В статье «Конец Ренаты» В. Ходасевич, размышляя о символизме как о попытке «слить воедино жизнь и творчество», пишет: «Провозгласив культ личности, символизм не поставил перед ней никаких задач, кроме “саморазвития”. <…>. Все пути были открыты с одной лишь обязанностью – идти как можно быстрей и как можно дальше. <…>. Можно было прославлять и Бога и Дьявола. Разрешалось быть одержимым чем угодно: требовалась лишь полная одержимость»[59] (курсив В. Ф. Ходасевича. – Р. П.). Подобного рода одержимость сродни рвению атлета на ристалище. Девиз «быстрее, выше, сильнее» поневоле переводит реальность в план игры. Символизм, каким его видит Ходасевич, возводит на пьедестал личность, с разных концов поджигающую свою жизнь ради невероятного зрелища. И каким бы «венцом правды» символизм ни увенчивал такую личность, правда эта будет неполной. «Знали, что играют, – но игра становилась жизнью. Расплаты были не театральные. “Истекаю клюквенным соком!” – кричал блоковский паяц. Но клюквенный сок иногда оказывался настоящей кровью»[60] (курсив В. Ф. Ходасевича. – Р. П.).
Игра, становящаяся жизнью, не есть ли это побег от реальности?
В. Мазенко в работе «Игровое начало в произведениях A. П. Чехова» пишет: «Давно известно: для многих индивидов (особенно, если человек находится в разладе с действительностью) уход в субъективный, иллюзорный, основанный на самообмане мир становится своеобразным способом избежать решения проблем, которые ставит перед человеком реальность. Одной из любимых иллюзий человечества является игра. <…>. Для многих чеховских персонажей игра представляется оптимальным способом существования в мире, к которому так трудно порой приспособиться. Игра – спасение, игра – укрытие от житейских бурь»[61].

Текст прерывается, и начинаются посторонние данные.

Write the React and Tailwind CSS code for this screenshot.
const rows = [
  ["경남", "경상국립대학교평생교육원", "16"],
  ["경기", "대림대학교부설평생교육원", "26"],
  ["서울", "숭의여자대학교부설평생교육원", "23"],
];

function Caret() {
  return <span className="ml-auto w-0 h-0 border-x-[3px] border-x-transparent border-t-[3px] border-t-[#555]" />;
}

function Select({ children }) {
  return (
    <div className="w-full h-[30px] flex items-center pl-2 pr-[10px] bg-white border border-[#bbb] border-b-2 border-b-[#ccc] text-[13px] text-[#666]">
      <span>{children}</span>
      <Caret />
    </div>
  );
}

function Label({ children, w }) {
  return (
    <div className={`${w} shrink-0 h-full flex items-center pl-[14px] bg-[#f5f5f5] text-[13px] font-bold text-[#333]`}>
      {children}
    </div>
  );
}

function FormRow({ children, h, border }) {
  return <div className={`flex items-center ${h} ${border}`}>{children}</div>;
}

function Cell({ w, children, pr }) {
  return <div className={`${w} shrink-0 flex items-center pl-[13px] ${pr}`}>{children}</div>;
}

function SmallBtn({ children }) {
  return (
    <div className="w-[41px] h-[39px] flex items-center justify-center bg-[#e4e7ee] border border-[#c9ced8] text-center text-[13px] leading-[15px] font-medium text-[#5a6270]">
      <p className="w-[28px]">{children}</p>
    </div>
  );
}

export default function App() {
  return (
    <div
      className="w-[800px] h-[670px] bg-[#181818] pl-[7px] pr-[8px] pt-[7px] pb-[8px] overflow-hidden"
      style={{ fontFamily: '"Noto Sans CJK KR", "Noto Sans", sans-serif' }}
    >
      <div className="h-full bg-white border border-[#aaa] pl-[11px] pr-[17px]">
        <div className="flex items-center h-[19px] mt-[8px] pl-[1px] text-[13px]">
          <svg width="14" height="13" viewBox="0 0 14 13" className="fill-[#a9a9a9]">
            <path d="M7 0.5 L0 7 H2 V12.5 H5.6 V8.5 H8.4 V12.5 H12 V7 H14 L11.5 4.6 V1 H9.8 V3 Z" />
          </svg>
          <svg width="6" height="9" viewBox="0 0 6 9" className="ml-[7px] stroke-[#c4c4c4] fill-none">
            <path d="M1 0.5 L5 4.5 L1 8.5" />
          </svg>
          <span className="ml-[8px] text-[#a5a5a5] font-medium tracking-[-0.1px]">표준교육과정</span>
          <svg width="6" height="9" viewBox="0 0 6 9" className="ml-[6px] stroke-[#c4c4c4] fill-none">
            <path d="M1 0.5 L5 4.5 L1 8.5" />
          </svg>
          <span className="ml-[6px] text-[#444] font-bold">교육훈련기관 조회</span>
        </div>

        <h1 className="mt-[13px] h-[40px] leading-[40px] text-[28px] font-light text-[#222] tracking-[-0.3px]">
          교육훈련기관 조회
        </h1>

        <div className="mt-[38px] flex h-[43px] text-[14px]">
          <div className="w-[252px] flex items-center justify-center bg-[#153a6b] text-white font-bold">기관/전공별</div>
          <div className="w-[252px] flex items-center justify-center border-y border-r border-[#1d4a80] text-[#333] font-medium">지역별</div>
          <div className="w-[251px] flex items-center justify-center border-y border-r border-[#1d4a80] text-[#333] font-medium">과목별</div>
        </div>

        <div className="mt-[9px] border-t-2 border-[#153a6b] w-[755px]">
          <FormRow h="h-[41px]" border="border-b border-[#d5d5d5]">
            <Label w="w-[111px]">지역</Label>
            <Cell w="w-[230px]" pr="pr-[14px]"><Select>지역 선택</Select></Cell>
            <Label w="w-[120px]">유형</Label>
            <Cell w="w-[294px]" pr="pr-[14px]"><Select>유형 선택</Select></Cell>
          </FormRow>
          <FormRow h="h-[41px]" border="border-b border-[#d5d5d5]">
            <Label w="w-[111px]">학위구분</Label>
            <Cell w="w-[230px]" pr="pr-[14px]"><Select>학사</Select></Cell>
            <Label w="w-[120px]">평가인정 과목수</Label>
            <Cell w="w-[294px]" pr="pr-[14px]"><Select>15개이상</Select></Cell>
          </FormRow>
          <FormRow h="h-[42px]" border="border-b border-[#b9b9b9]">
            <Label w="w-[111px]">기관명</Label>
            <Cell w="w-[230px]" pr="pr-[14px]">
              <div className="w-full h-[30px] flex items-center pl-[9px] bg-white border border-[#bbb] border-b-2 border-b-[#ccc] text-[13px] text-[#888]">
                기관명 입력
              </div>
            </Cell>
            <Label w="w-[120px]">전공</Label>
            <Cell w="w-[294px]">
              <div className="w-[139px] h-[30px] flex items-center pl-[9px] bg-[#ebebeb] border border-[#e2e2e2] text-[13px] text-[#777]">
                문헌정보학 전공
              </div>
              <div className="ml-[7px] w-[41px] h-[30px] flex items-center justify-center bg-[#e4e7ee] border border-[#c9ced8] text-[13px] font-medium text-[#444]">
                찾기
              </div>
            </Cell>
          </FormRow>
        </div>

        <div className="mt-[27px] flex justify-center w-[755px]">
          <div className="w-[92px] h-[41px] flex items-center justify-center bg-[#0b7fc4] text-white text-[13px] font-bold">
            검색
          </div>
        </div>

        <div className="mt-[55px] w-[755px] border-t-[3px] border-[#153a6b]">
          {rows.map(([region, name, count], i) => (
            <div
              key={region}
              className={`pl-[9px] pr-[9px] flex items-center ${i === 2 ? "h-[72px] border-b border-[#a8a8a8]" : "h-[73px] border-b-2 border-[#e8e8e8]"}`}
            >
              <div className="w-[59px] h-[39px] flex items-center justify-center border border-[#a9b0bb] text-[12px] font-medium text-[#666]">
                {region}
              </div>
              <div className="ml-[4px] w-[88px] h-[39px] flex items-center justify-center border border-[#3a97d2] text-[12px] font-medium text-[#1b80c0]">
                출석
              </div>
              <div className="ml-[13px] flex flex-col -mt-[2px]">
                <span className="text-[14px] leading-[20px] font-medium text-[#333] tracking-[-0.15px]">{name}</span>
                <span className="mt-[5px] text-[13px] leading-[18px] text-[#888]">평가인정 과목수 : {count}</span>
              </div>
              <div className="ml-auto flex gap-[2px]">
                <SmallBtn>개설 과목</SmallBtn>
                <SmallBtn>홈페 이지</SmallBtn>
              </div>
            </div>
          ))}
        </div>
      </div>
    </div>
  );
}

B. Мазенко показывает, как внешнее ролевое существование чеховских героев катастрофически не совпадет с их подлинной внутренней жизнью. Следующий шаг представляется вполне естественным – отождествить игру с существованием мнимым. Реальность как подлинная жизнь противопоставляется игре как мнимой жизни. Однако В. Мазенко не забывает оговориться: «Само собой разумеется, что сам факт разыгрывания героями каких бы то ни было ролей не может быть наполнен исключительно отрицательным смыслом. Игра, наряду с искусством, является одним из способов познания мира, где решение предлагается не в практической, а в условной знаковой сфере. Но в настоящей работе будет рассматриваться игра, мотивация которой скрывается не столько в самом процессе игры, сколько в ее результатах (иначе говоря, нас будут интересовать, скажем, те аспекты повседневного поведения Аркадиной, где она, очевидно разыгрывая роль, решает задачи во внетеатральном пространстве, в сфере взаимоотношений с окружающими людьми – Тригориным, Треплевым, Шамраевым и другими обитателями соринской усадьбы). Подобный способ взаимодействия с действительностью можно назвать лицедейством, а можно – лицемерием: человек знает, что он играет, но делает вид, будто все его слова и поступки продиктованы естественными движениями души»[62]. Подход В. Мазенко нам близок. Мы также склонны к тому, чтобы различать игру как процесс и игру как результат, давая негативную оценку игре как результату и полностью сохраняя за игрой как процессом право на подлинность, право «последней прямоты».